### Information provided

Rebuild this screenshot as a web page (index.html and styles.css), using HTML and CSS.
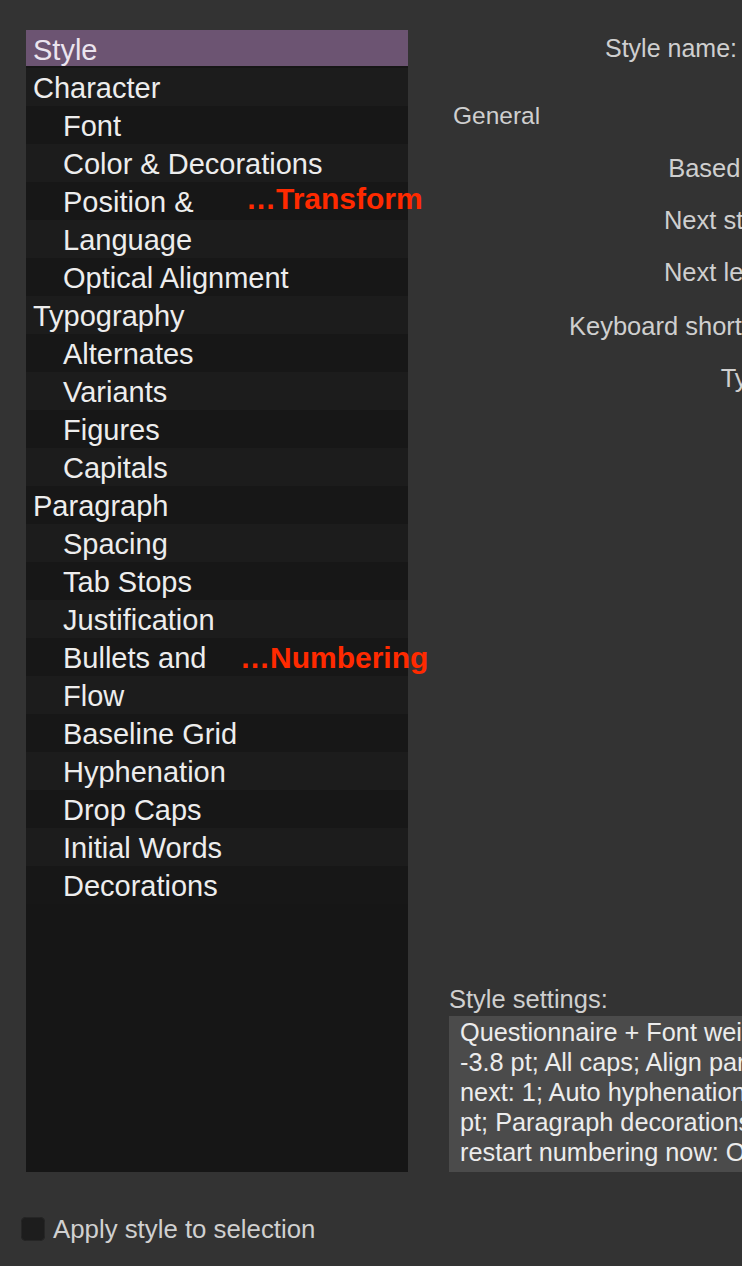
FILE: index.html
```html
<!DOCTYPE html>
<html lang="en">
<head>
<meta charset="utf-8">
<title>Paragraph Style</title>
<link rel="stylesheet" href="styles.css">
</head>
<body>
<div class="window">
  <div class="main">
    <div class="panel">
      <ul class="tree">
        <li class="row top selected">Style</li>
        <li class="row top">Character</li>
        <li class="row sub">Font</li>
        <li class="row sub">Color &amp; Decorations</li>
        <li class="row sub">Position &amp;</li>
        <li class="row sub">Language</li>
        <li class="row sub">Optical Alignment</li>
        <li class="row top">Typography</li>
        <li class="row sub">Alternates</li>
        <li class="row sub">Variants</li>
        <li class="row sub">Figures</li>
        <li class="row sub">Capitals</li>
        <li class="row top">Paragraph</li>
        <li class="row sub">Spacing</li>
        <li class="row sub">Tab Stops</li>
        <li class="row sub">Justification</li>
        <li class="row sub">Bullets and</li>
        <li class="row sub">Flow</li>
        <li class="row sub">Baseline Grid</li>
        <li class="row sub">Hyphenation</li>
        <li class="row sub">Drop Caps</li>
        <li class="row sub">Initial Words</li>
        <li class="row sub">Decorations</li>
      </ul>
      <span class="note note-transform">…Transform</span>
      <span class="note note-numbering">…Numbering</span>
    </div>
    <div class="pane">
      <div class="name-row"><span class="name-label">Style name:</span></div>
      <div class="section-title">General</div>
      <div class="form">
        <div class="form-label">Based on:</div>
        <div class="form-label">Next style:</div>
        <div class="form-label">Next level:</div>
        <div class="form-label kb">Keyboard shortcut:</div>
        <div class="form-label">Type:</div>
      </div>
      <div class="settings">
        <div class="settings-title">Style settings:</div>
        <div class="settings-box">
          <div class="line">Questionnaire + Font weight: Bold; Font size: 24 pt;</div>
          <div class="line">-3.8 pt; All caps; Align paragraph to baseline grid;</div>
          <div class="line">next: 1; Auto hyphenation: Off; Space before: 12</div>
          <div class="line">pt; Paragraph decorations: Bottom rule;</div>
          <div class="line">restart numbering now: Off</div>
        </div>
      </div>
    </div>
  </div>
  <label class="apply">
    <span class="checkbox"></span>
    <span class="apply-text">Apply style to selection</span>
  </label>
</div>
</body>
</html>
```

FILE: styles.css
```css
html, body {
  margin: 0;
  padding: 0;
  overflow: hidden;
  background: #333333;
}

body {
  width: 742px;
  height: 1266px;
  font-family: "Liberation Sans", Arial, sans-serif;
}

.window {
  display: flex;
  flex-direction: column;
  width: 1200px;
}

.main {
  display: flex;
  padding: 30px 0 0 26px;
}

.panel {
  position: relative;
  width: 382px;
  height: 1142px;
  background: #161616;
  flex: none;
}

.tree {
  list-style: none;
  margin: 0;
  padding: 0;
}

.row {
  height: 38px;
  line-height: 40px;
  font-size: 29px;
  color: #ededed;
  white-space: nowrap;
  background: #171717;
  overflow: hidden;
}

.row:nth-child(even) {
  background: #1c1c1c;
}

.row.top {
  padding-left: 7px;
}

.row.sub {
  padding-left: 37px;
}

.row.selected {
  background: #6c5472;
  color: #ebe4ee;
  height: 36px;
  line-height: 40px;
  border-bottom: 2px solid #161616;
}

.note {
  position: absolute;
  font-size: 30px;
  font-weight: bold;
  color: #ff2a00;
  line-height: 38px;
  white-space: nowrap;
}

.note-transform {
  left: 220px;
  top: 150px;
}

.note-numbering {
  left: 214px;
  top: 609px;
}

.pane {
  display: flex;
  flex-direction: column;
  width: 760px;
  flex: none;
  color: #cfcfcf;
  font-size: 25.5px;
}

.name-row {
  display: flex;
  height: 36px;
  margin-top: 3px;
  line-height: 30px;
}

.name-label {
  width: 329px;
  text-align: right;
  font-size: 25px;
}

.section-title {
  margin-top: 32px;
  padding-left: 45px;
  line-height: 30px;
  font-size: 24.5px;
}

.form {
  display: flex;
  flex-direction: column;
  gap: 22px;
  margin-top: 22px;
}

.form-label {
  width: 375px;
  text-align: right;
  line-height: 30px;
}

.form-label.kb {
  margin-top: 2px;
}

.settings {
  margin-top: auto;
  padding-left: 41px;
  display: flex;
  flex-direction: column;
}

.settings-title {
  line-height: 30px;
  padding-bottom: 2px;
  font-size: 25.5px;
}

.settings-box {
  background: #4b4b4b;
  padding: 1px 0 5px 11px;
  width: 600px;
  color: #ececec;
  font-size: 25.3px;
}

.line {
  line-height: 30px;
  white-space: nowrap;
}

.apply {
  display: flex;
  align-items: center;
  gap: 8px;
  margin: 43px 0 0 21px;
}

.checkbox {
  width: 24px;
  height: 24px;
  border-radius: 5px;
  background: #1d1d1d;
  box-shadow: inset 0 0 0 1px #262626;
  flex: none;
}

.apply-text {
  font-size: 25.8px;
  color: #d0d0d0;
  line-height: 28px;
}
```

### Stated exercise
Repeat the listing above exactly, with no pictures.

### The answer
Rebuild this screenshot as a web page (index.html and styles.css), using HTML and CSS.
FILE: index.html
```html
<!DOCTYPE html>
<html lang="en">
<head>
<meta charset="utf-8">
<title>Paragraph Style</title>
<link rel="stylesheet" href="styles.css">
</head>
<body>
<div class="window">
  <div class="main">
    <div class="panel">
      <ul class="tree">
        <li class="row top selected">Style</li>
        <li class="row top">Character</li>
        <li class="row sub">Font</li>
        <li class="row sub">Color &amp; Decorations</li>
        <li class="row sub">Position &amp;</li>
        <li class="row sub">Language</li>
        <li class="row sub">Optical Alignment</li>
        <li class="row top">Typography</li>
        <li class="row sub">Alternates</li>
        <li class="row sub">Variants</li>
        <li class="row sub">Figures</li>
        <li class="row sub">Capitals</li>
        <li class="row top">Paragraph</li>
        <li class="row sub">Spacing</li>
        <li class="row sub">Tab Stops</li>
        <li class="row sub">Justification</li>
        <li class="row sub">Bullets and</li>
        <li class="row sub">Flow</li>
        <li class="row sub">Baseline Grid</li>
        <li class="row sub">Hyphenation</li>
        <li class="row sub">Drop Caps</li>
        <li class="row sub">Initial Words</li>
        <li class="row sub">Decorations</li>
      </ul>
      <span class="note note-transform">…Transform</span>
      <span class="note note-numbering">…Numbering</span>
    </div>
    <div class="pane">
      <div class="name-row"><span class="name-label">Style name:</span></div>
      <div class="section-title">General</div>
      <div class="form">
        <div class="form-label">Based on:</div>
        <div class="form-label">Next style:</div>
        <div class="form-label">Next level:</div>
        <div class="form-label kb">Keyboard shortcut:</div>
        <div class="form-label">Type:</div>
      </div>
      <div class="settings">
        <div class="settings-title">Style settings:</div>
        <div class="settings-box">
          <div class="line">Questionnaire + Font weight: Bold; Font size: 24 pt;</div>
          <div class="line">-3.8 pt; All caps; Align paragraph to baseline grid;</div>
          <div class="line">next: 1; Auto hyphenation: Off; Space before: 12</div>
          <div class="line">pt; Paragraph decorations: Bottom rule;</div>
          <div class="line">restart numbering now: Off</div>
        </div>
      </div>
    </div>
  </div>
  <label class="apply">
    <span class="checkbox"></span>
    <span class="apply-text">Apply style to selection</span>
  </label>
</div>
</body>
</html>
```

FILE: styles.css
```css
html, body {
  margin: 0;
  padding: 0;
  overflow: hidden;
  background: #333333;
}

body {
  width: 742px;
  height: 1266px;
  font-family: "Liberation Sans", Arial, sans-serif;
}

.window {
  display: flex;
  flex-direction: column;
  width: 1200px;
}

.main {
  display: flex;
  padding: 30px 0 0 26px;
}

.panel {
  position: relative;
  width: 382px;
  height: 1142px;
  background: #161616;
  flex: none;
}

.tree {
  list-style: none;
  margin: 0;
  padding: 0;
}

.row {
  height: 38px;
  line-height: 40px;
  font-size: 29px;
  color: #ededed;
  white-space: nowrap;
  background: #171717;
  overflow: hidden;
}

.row:nth-child(even) {
  background: #1c1c1c;
}

.row.top {
  padding-left: 7px;
}

.row.sub {
  padding-left: 37px;
}

.row.selected {
  background: #6c5472;
  color: #ebe4ee;
  height: 36px;
  line-height: 40px;
  border-bottom: 2px solid #161616;
}

.note {
  position: absolute;
  font-size: 30px;
  font-weight: bold;
  color: #ff2a00;
  line-height: 38px;
  white-space: nowrap;
}

.note-transform {
  left: 220px;
  top: 150px;
}

.note-numbering {
  left: 214px;
  top: 609px;
}

.pane {
  display: flex;
  flex-direction: column;
  width: 760px;
  flex: none;
  color: #cfcfcf;
  font-size: 25.5px;
}

.name-row {
  display: flex;
  height: 36px;
  margin-top: 3px;
  line-height: 30px;
}

.name-label {
  width: 329px;
  text-align: right;
  font-size: 25px;
}

.section-title {
  margin-top: 32px;
  padding-left: 45px;
  line-height: 30px;
  font-size: 24.5px;
}

.form {
  display: flex;
  flex-direction: column;
  gap: 22px;
  margin-top: 22px;
}

.form-label {
  width: 375px;
  text-align: right;
  line-height: 30px;
}

.form-label.kb {
  margin-top: 2px;
}

.settings {
  margin-top: auto;
  padding-left: 41px;
  display: flex;
  flex-direction: column;
}

.settings-title {
  line-height: 30px;
  padding-bottom: 2px;
  font-size: 25.5px;
}

.settings-box {
  background: #4b4b4b;
  padding: 1px 0 5px 11px;
  width: 600px;
  color: #ececec;
  font-size: 25.3px;
}

.line {
  line-height: 30px;
  white-space: nowrap;
}

.apply {
  display: flex;
  align-items: center;
  gap: 8px;
  margin: 43px 0 0 21px;
}

.checkbox {
  width: 24px;
  height: 24px;
  border-radius: 5px;
  background: #1d1d1d;
  box-shadow: inset 0 0 0 1px #262626;
  flex: none;
}

.apply-text {
  font-size: 25.8px;
  color: #d0d0d0;
  line-height: 28px;
}
```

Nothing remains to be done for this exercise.